> **Directions**: Can you output, word for word, the lines between the one holding "Clone this screenshot in Tailwind CSS." and the one holding "w-[800px] h-[450px] overflow-hidden", inclusive, leaving out any pictures?

Collected data entries:
-=-=-=-=-

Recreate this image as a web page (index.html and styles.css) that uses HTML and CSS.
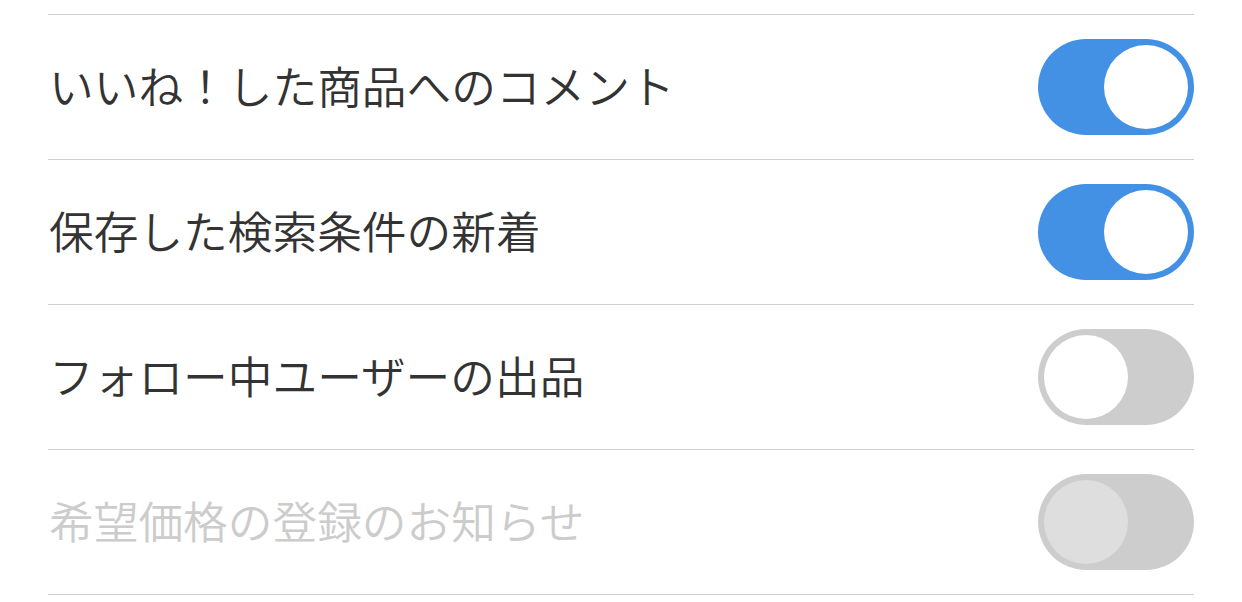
FILE: index.html
```html
<!DOCTYPE html>
<html>
<head>
  <meta charset="utf-8">
  <link rel="stylesheet" href="styles.css">
</head>
<body>
  <ul class="settings-list">
    <li class="setting-row">
      <span class="setting-label">いいね！した商品へのコメント</span>
      <span class="toggle on"><span class="knob"></span></span>
    </li>
    <li class="setting-row">
      <span class="setting-label">保存した検索条件の新着</span>
      <span class="toggle on"><span class="knob"></span></span>
    </li>
    <li class="setting-row">
      <span class="setting-label">フォロー中ユーザーの出品</span>
      <span class="toggle"><span class="knob"></span></span>
    </li>
    <li class="setting-row disabled">
      <span class="setting-label">希望価格の登録のお知らせ</span>
      <span class="toggle"><span class="knob"></span></span>
    </li>
  </ul>
</body>
</html>
```

FILE: styles.css
```css
body { margin: 0; background: #fff; font-family: "Noto Sans CJK JP", "Noto Sans", sans-serif; }
.settings-list { list-style: none; margin: 0 48px; padding: 14px 0 0; }
.setting-row { display: flex; align-items: center; justify-content: space-between; height: 144px; border-bottom: 1px solid #cfcfcf; }
.setting-row:first-child { border-top: 1px solid #cfcfcf; }
.setting-label { font-size: 44.7px; line-height: 1; color: #333; padding: 0 0 4px 1px; font-weight: 350; }
.disabled .setting-label { color: #ccc; }
.toggle { box-sizing: border-box; display: flex; justify-content: flex-start; width: 156px; height: 96px; padding: 6px; border-radius: 48px; background: #cdcdcd; }
.toggle.on { justify-content: flex-end; background: #4391e5; }
.knob { width: 84px; height: 84px; border-radius: 50%; background: #fff; }
.disabled .knob { background: #dedede; }
```
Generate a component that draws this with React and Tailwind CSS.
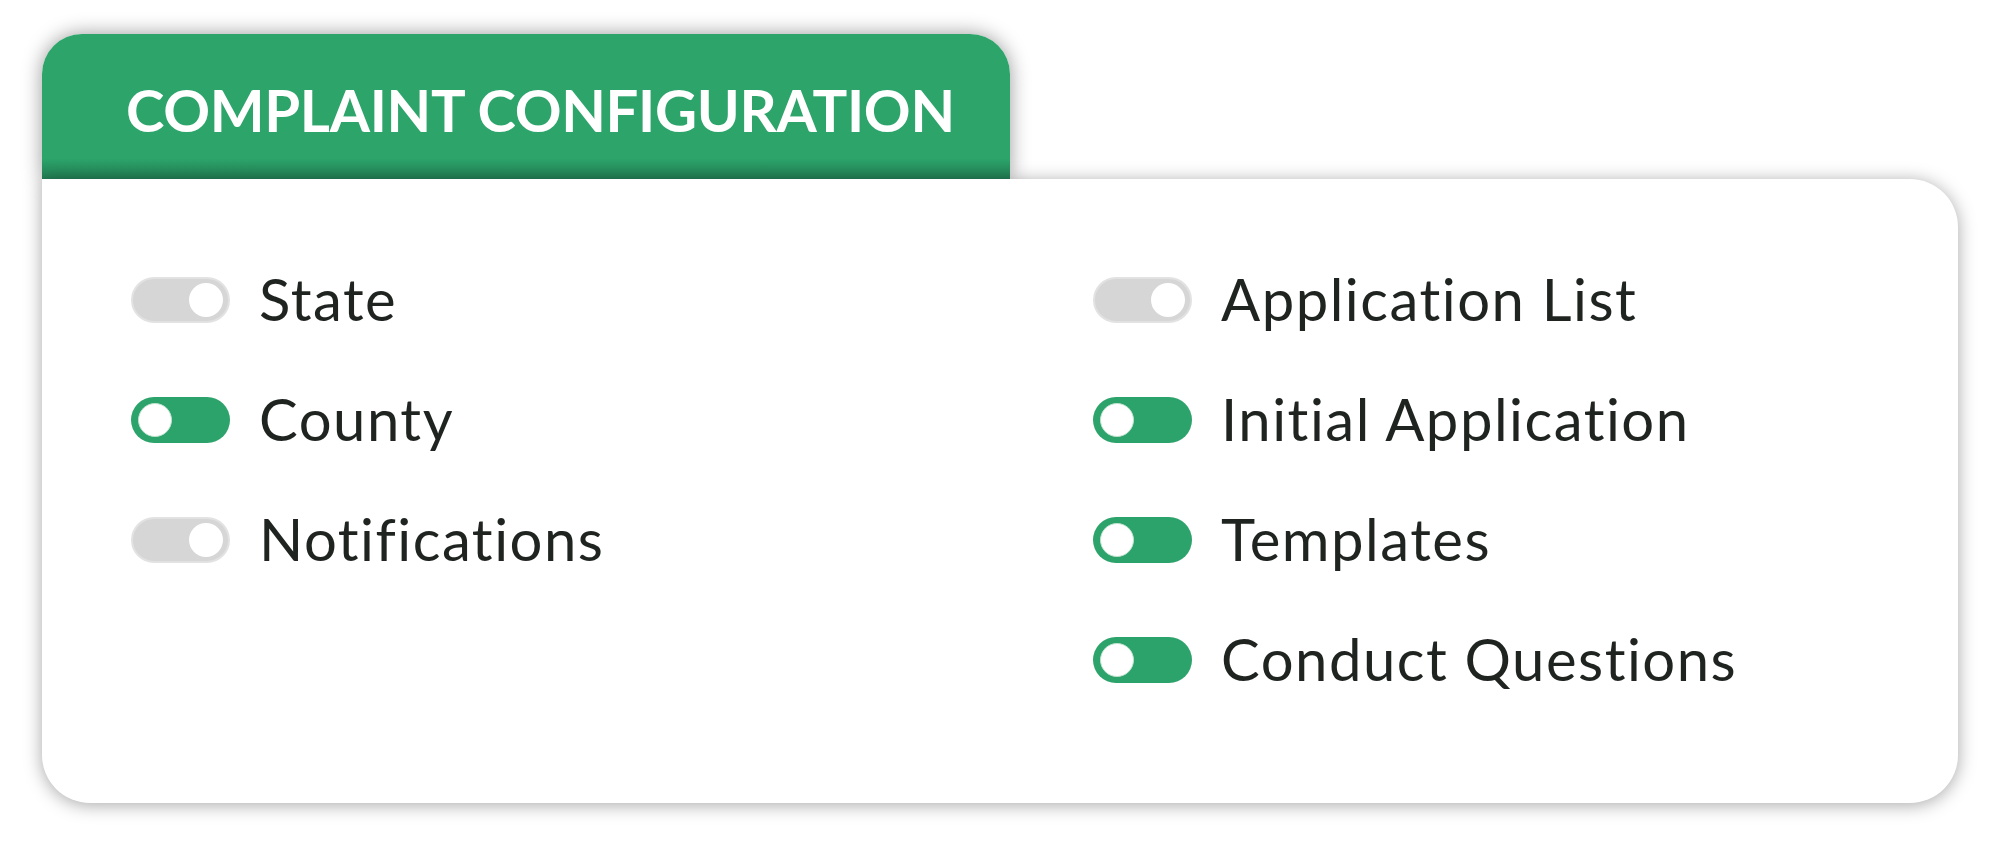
import React from "react";

function Toggle({ on }) {
  if (on) {
    return (
      <div className="w-[99px] h-[46px] rounded-full bg-[#2ba36a] flex items-center pl-[7px] shrink-0">
        <div className="w-[34px] h-[34px] rounded-full bg-white border border-[#bfe3cf]" />
      </div>
    );
  }
  return (
    <div className="w-[99px] h-[46px] rounded-full bg-[#d6d6d6] border-2 border-[#e2e2e2] flex items-center justify-end pr-[5px] shrink-0">
      <div className="w-[34px] h-[34px] rounded-full bg-white" />
    </div>
  );
}

function Row({ on, label }) {
  return (
    <div className="h-[120px] flex items-center gap-[29px]">
      <Toggle on={on} />
      <span className="text-[58px] leading-none tracking-[1.5px] text-[#1f2420] pb-[2px]">{label}</span>
    </div>
  );
}

export default function App() {
  const left = [
    { on: false, label: "State" },
    { on: true, label: "County" },
    { on: false, label: "Notifications" },
  ];
  const right = [
    { on: false, label: "Application List" },
    { on: true, label: "Initial Application" },
    { on: true, label: "Templates" },
    { on: true, label: "Conduct Questions" },
  ];
  return (
    <div
      className="w-[2000px] h-[845px] bg-white pl-[42px] pt-[34px] flex flex-col"
      style={{ fontFamily: "Lato, 'Open Sans', sans-serif" }}
    >
      <div className="w-[968px] h-[145px] bg-[linear-gradient(to_bottom,#2ca46a_86%,#237f54)] rounded-t-[40px] shadow-[0_0_20px_rgba(0,0,0,0.4)] flex items-center pl-[84px] pt-[6px] shrink-0">
        <span className="text-white font-bold text-[58px] leading-none tracking-[-0.3px]">
          COMPLAINT CONFIGURATION
        </span>
      </div>
      <div className="relative z-10 w-[1916px] h-[624px] bg-white rounded-tr-[48px] rounded-b-[48px] shadow-[0_2px_18px_rgba(0,0,0,0.35)] pl-[89px] pt-[61px] grid grid-cols-[962px_1fr] content-start">
        <div className="flex flex-col">
          {left.map((r) => (
            <Row key={r.label} {...r} />
          ))}
        </div>
        <div className="flex flex-col">
          {right.map((r) => (
            <Row key={r.label} {...r} />
          ))}
        </div>
      </div>
    </div>
  );
}
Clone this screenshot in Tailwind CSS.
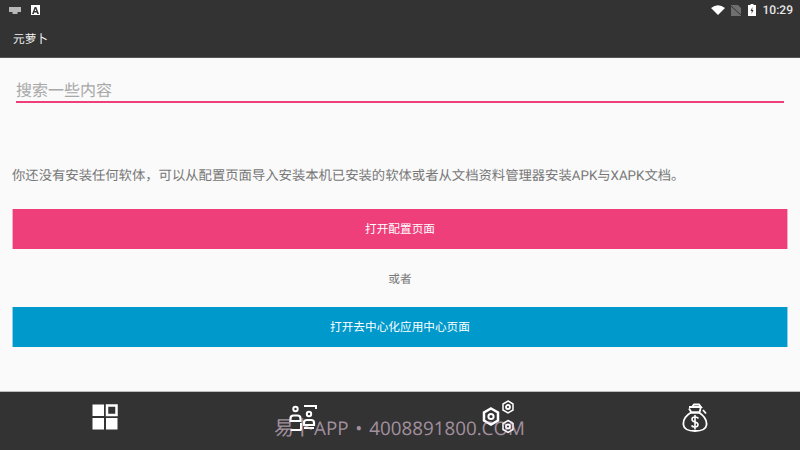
<!DOCTYPE html>
<html lang="en">
<head>
  <meta charset="UTF-8" />
  <title>元萝卜</title>
  <script src="https://cdn.jsdelivr.net/npm/@tailwindcss/browser@4"></script>
</head>
<body class="bg-[#fafafa] antialiased [text-rendering:geometricPrecision] font-['Roboto','Noto_Sans_CJK_SC',sans-serif]">
  <div class="relative w-[800px] h-[450px] overflow-hidden flex flex-col opacity-[.999]">

    <!-- Status bar -->
    <div class="h-6 bg-[#333333] flex items-center pl-[9px] pr-[7px] pb-[4px] shrink-0">
      <svg width="12" height="7" viewBox="0 0 12 7" fill="#b8b8b8"><path d="M0 0h12v5H8.500v2h-5V5H0z"/></svg>
      <div class="ml-[10px] w-[9px] h-[10px] bg-white flex items-center justify-center">
        <svg width="7" height="7" viewBox="0 0 7 7" fill="#333"><path d="M2.700 0h1.600L7 7H5.300l-.5-1.500H2.200L1.700 7H0zM2.700 4h1.600L3.500 1.800z"/></svg>
      </div>
      <div class="ml-auto flex items-center">
        <svg width="14" height="10" viewBox="0 0 14 10" fill="#fff"><path d="M0 3Q7-2.500 14 3L7 10z"/></svg>
        <svg class="ml-[6px]" width="10" height="11" viewBox="0 0 10 11"><path d="M0 0h7l3 3v8H0z" fill="#6f6f6f"/><path d="M0 1l10 9" stroke="#333" stroke-width="1"/></svg>
        <svg class="ml-[7px]" width="8" height="12" viewBox="0 0 8 12"><path d="M2.500 0h3v1H8v11H0V1h2.500z" fill="#fff"/><path d="M4.500 3 2.500 7h1.300L3.500 10l2-4H4.200z" fill="#333"/></svg>
        <span class="ml-[7px] text-[12px] leading-none text-[#e8e8e8] font-medium">10:29</span>
      </div>
    </div>

    <!-- Toolbar -->
    <div class="h-[34px] bg-[#333333] flex items-center pl-[13px] pb-[2px] shrink-0 border-b border-[#555]">
      <span class="text-[11.67px] text-[#f2f2f2]">元萝卜</span>
    </div>

    <!-- Content -->
    <main class="flex-1 flex flex-col">
      <div class="mx-4 mt-[21px] h-[24px] border-b-2 border-[#ef3f7b] text-[16px] leading-[24px] text-[#a8a8a8]">搜索一些内容</div>
      <p class="mt-[65px] mx-[12px] text-[13.33px] leading-[18px] text-[#777777] whitespace-nowrap">你还没有安装任何软体，可以从配置页面导入安装本机已安装的软体或者从文档资料管理器安装APK与XAPK文档。</p>
      <button class="mt-[23px] mx-[12px] h-10 pt-[2px] bg-[#ef3f7b] border-x border-x-[#f7aec8] text-white text-[11.67px] flex items-center justify-center shrink-0">打开配置页面</button>
      <div class="h-[58px] pt-[4px] flex items-center justify-center text-[11.67px] text-[#777777] shrink-0">或者</div>
      <button class="mx-[12px] h-10 pt-[2px] bg-[#0099cc] border-x border-x-[#8fd0e8] text-white text-[11.67px] flex items-center justify-center shrink-0">打开去中心化应用中心页面</button>
    </main>

    <!-- Bottom nav -->
    <nav class="h-[59px] bg-[#333333] border-t border-[#bdbdbd] grid grid-cols-4 shrink-0">
      <div class="flex justify-center pt-[12px] pl-[10px]">
        <svg width="26" height="26" viewBox="0 0 26 26" fill="#fff">
          <rect x="0.500" y="0.500" width="11.500" height="11.500"/>
          <rect x="15" y="1.500" width="9.500" height="9.500" fill="none" stroke="#fff" stroke-width="2.500"/>
          <rect x="0.500" y="14" width="11.500" height="11.500"/>
          <rect x="14" y="14" width="11.500" height="11.500"/>
        </svg>
      </div>
      <div class="flex justify-center pt-[12px] pl-[5px]">
        <svg width="28" height="28" viewBox="0 0 28 28" fill="none" stroke="#fff" stroke-width="2">
          <path d="M15 2h12v3"/>
          <circle cx="6.500" cy="5" r="2.200"/>
          <circle cx="20" cy="10" r="2.200"/>
          <path d="M1.500 17v-2.500q0-3 3-3h4q3 0 3 3V17z" stroke-width="2.200"/>
          <path d="M15 21v-2.500q0-2.500 3-2.500h4q3 0 3 2.500V21z" stroke-width="2.200"/>
          <path d="M1.500 26h11M12 19v7"/>
          <path d="M15 24h10"/>
        </svg>
      </div>
      <div class="flex justify-center pt-[8px] pr-[2px]">
        <svg width="34" height="36" viewBox="0 0 34 36" fill="none" stroke="#fff">
          <path d="M9 8.500l7 4v8l-7 4-7-4v-8z" stroke-width="2.500"/>
          <circle cx="9" cy="16.500" r="2.600" stroke-width="2"/>
          <path d="M26 1l5 3v6l-5 3-5-3v-6z" stroke-width="1.500"/>
          <circle cx="26" cy="7" r="2" stroke-width="1.800"/>
          <path d="M26 20.500l5 3v6l-5 3-5-3v-6z" stroke-width="1.500"/>
          <circle cx="26" cy="26.500" r="2" stroke-width="1.800"/>
        </svg>
      </div>
      <div class="flex justify-center pt-[11px] pr-[11px]">
        <svg width="26" height="29" viewBox="0 0 26 29" fill="none" stroke="#fff" stroke-width="1.800">
          <path d="M9 9.500C3 13 1 18 1.500 22c.5 4 4 6 11.500 6s11-2 11.500-6c.5-4-1.500-8.500-7.500-12.500z"/>
          <path d="M8 9.500h10M7 5.500l2.500 4M19 3.500l-1.500 6M7 4h12l-2-2.500h-5L10 4"/>
          <path d="M21 7l3 3.500"/>
          <path d="M16.500 15.500q-1-1.500-3.500-1.500-3 0-3 2.200t3 2.800 3 2.800-3 2.200q-2.500 0-3.500-1.500M13 12v14.500" stroke-width="1.600"/>
        </svg>
      </div>
    </nav>

    <!-- Watermark -->
    <div class="absolute left-[274px] top-[415px] font-['Open_Sans','Noto_Sans_CJK_SC',sans-serif] text-[18.8px] leading-[26px] [word-spacing:2px] text-[#ebd2e5]/60 whitespace-nowrap"><span class="text-[20px]">易卜</span>APP • 4008891800.COM</div>
  </div>
</body>
</html>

-=-=-=-=-

> **Correct response**:
Clone this screenshot in Tailwind CSS.
<!DOCTYPE html>
<html lang="en">
<head>
  <meta charset="UTF-8" />
  <title>元萝卜</title>
  <script src="https://cdn.jsdelivr.net/npm/@tailwindcss/browser@4"></script>
</head>
<body class="bg-[#fafafa] antialiased [text-rendering:geometricPrecision] font-['Roboto','Noto_Sans_CJK_SC',sans-serif]">
  <div class="relative w-[800px] h-[450px] overflow-hidden flex flex-col opacity-[.999]">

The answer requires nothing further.